Proprio andando altrove e facendo un breve cenno agli altri sport, personalmente non noto alcun cambiamento nel rapporto età/prestazione. Nel calcio si può già dire che siano pochi gli ultra trentenni degni delle prime pagine. I vincitori del pallone d’oro degli anni ’90 erano già tutti ultraventicinquenni tranne Ronaldo (quello vero) ed in media negli anni ’90 erano giocatori più anziani dei recenti. Nel rugby i giocatori “tre-quarti” – i più veloci e con fisici e work-rate più simili rispetto ai tennisti – conoscono da sempre il loro momento di massimo fulgore prima dei 26 anni, e pur essendo meno usurati dalle battaglie delle prime linee, si ritirano ben prima degli “avanti” e collezionano meno “caps”. Nel basket americano oramai si salta il college con la Cepu e si è addirittura spesso competitivi già a 19 anni. Nel nuoto Ian Thorpe ha provato a tornare rimediando figuracce mentre Michael Phelps ha sparato tutte le sue cartucce fino ai 24. Ho persino dato un occhiata al ranking mondiale del Badminton (e il Badminton, commosso, mi ha ringraziato per l’attenzione) sport per movimenti simile al tennis, accorgendomi che c’è un solo ultratrentenne nei primi dieci, ed un numero uno del mondo di 25 anni.
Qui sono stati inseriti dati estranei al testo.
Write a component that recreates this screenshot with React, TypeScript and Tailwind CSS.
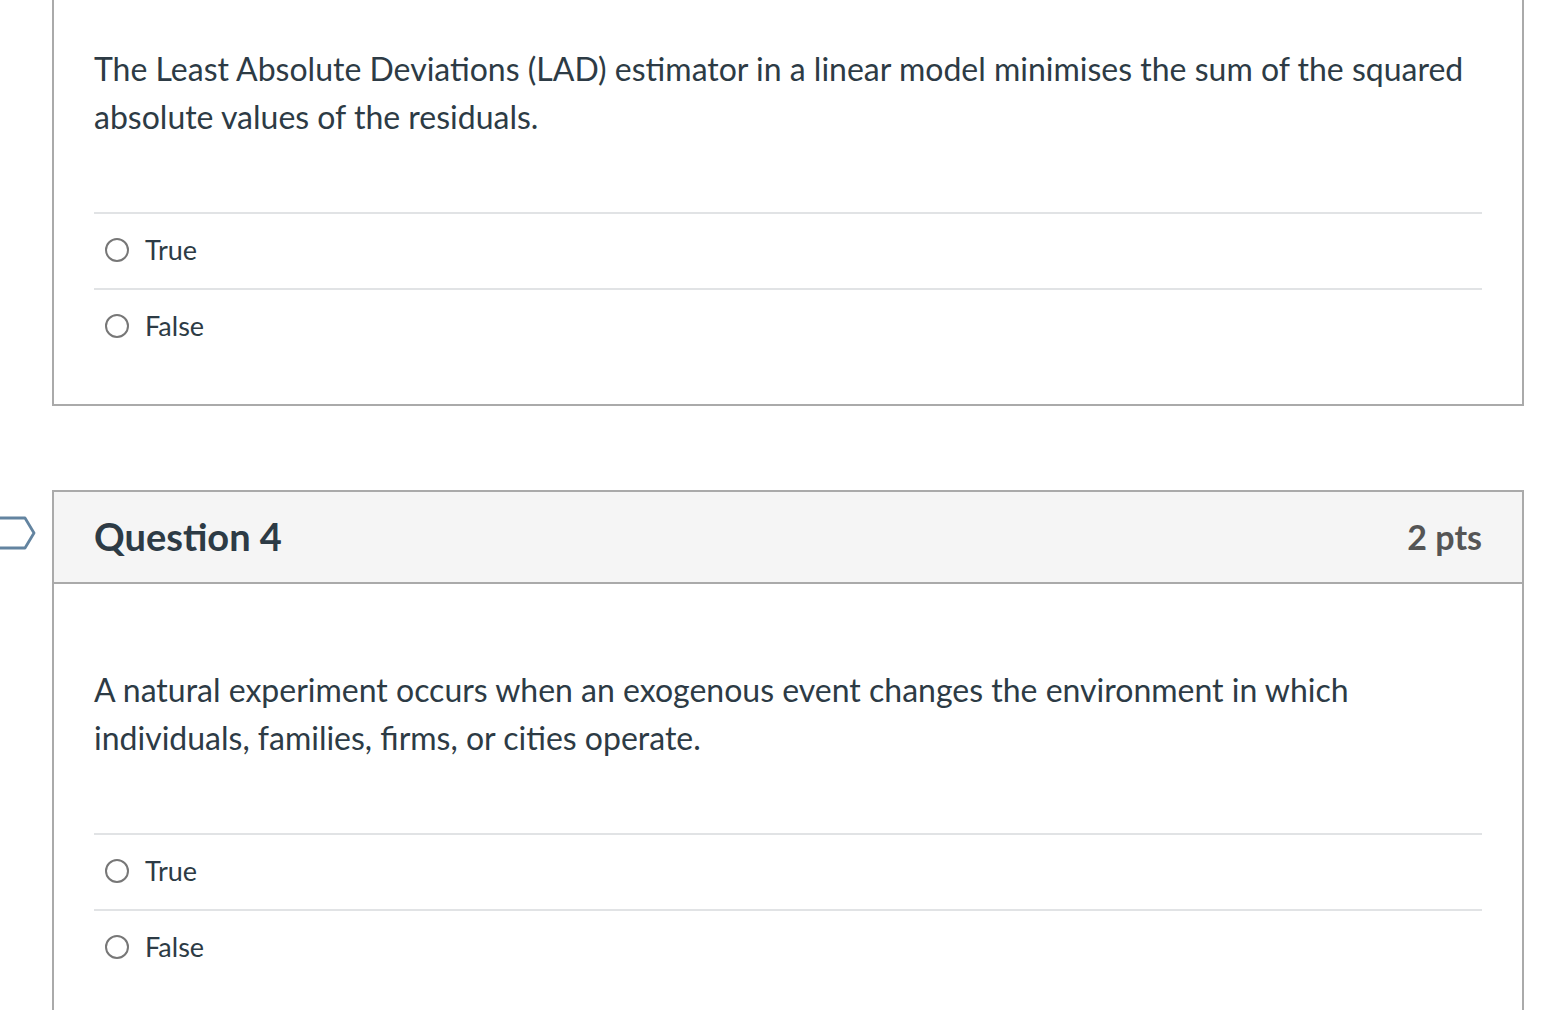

Sempre altrove, però, nel ciclismo oggi si è competitivi più a lungo. Nelle corse di un giorno gli ultratrentenni sono ancora al comando (Cancellara, Boonen, Rodriguez, Valverde). Ma se questo elemento non si discosta molto dal passato, sorprende e inquieta che a 40 anni Chris Horner abbia vinto una corsa a tappe lunga più di uno Slam (Vuelta 2013) o che Davide Rebellin, 42 anni ed una brutta squalifica per doping, abbia staccato tutti sulle rampe di San Luca, al Giro d’Emilia, lo scorso ottobre. In definitiva, no, mi spiace. I migliori regimi alimentari, di allenamento, di integrazione, possono anche avere leggermente aumentato l’età media agonistica negli altri sport. Ma non nelle quantità ciclopiche viste nel tennis. A parte il ciclismo, sul quale però pesano infiniti sospetti, non c’è un generale invecchiamento dell’età degli atleti. È roba del tennis, fenomeno esclusivamente tennistico. Appartiene al tennis, gli è proprio e caratteristico quanto l’odore delle palline appena uscite dal tubo.